The number of teams participating at the annual vision challenge kept growing until the Imagenet benchmark was outgrown around 2017. Which is when an academic paper published by a team of Google engineers called "Attention Is All You Need" essentially democratized AI, and paved with the way for building large scale applications with the Transformer architecture.
The architecture destabalized the conventional way of processing tokens sequentially (step-by-step) and made computation more efficient (& much less expensive) by processing sequences of data all at once. This essentially pushed the limits of CNNs with the development of vision transformers.
Despite the argument for leveraging human intelligene, LLM's have ignited numerous moral debates. Experts like Dr.Hinton associate open-sourcing to selling missile blueprints at the corner store, while Andrew Ng (computer scientist & co-founder of Google Brain) on the other hand, argues that in order to establish an equal level playing field for everyone, open-sourcing (e.g. Llama models) with strong guardrails and an emphasis on collaboration is the way to go.
At the CES 2025, Nvidia showcased Nemotron & Cosmos Nemotron. Built on Meta's Llama models, these platforms were introduced as industry grade platforms to scale AI agents.
Nemotron is an LLM designed to help organizations with optimizing tasks like customer service & automation.., while the Nemotron Cosmos is geared for visual data processing (e.g. healthcare, sports analysis).

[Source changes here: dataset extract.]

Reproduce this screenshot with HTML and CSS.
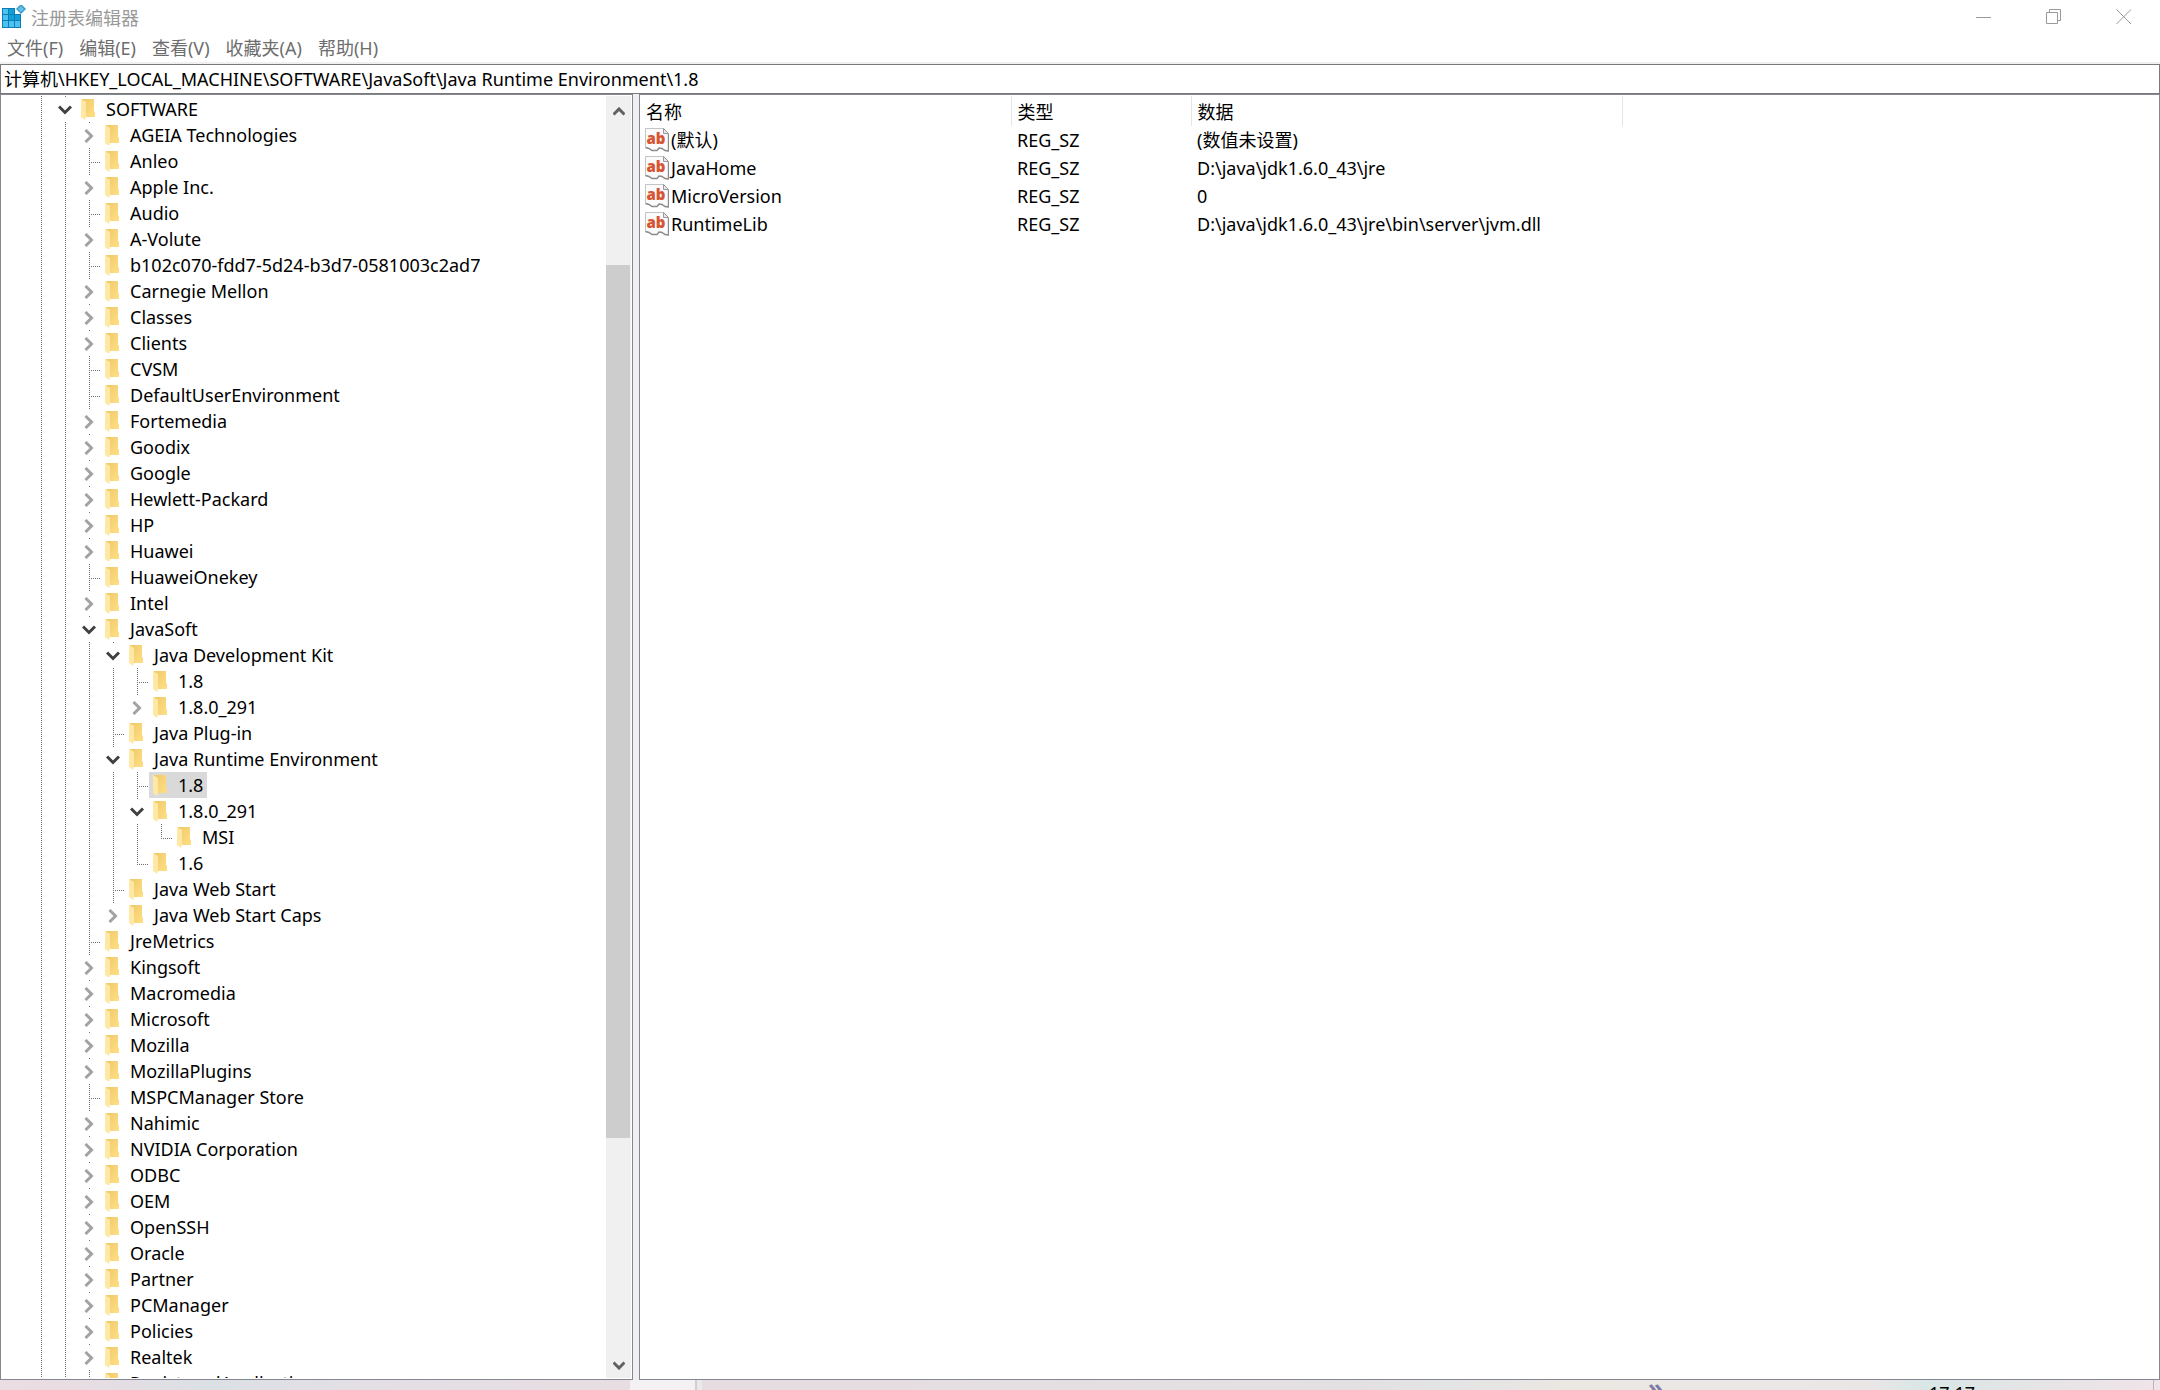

However, the real world challenge isn't in marketing more AI agent platforms. Operating costs of AI are much higher than usual software (as you've probably noticed). The more tokens are burned through your computational demands, the more processes (e.g inferences) are triggered, the higher the watt usage is consumed by your hardware & data centers.
Undoubtedly Nvidia will have a lead on a lot of neural network frameworks (for a long time) & their close partnership with META will make both companies powerhouses in hardware r&d.
Coincidently, META is currently supporting r&d on a new transformer called Byte Late Transformer (BLT). The idea is to be able to compute even smaller lumps of data than regular tokens...you've guessed it - byte sized tokens. This allows for more precision in selecting quality but espcially raw data.
This is where the hurdle only begins. AGI is still on the run and that puts manufacturers in a tough position with rapidly changing designs, where at some point we might face supply chain issues. Combined with the murky waters of geopolitics - we will be forced to find better & more sustainable inferencing techniques. Neuromorphic architecture & quantum computing are amongst the leading topics of that context...but will requires immense government investment and policy development for prioritizing compute needs.
At the moment GenAI platforms like ChatGPT, Midjourney etc. face important obstacles in deep learning, like sustaining 'semantic coherence'.
Techniques like Retrieval Augmented Generation (RAG) are developed so that LLMs can leverage vector data banks (& improve contextual reasoning), while Spatial Intelligence r&d (like Fei-Fei-Li's World Labs) is aimed at developing systems for image depth perception & extending environmental acumen.
To conclude, it's important to realize the challenge of integrating AI assistants with humans doesn't only remain in power consumption.
In the field of robotics for example, Moravec's paradox has been a paramount subject for decades. Bridging various ML techniques and integrating them with sensors will take time, in order to at least match the sensorimotor skills humans have carved in their cerebrums through evolution (over thousands and millions of years).
Progressively welcoming AI into society (on a large scale) will require a lot of structural innovation for integrating multi-modal data input sytems.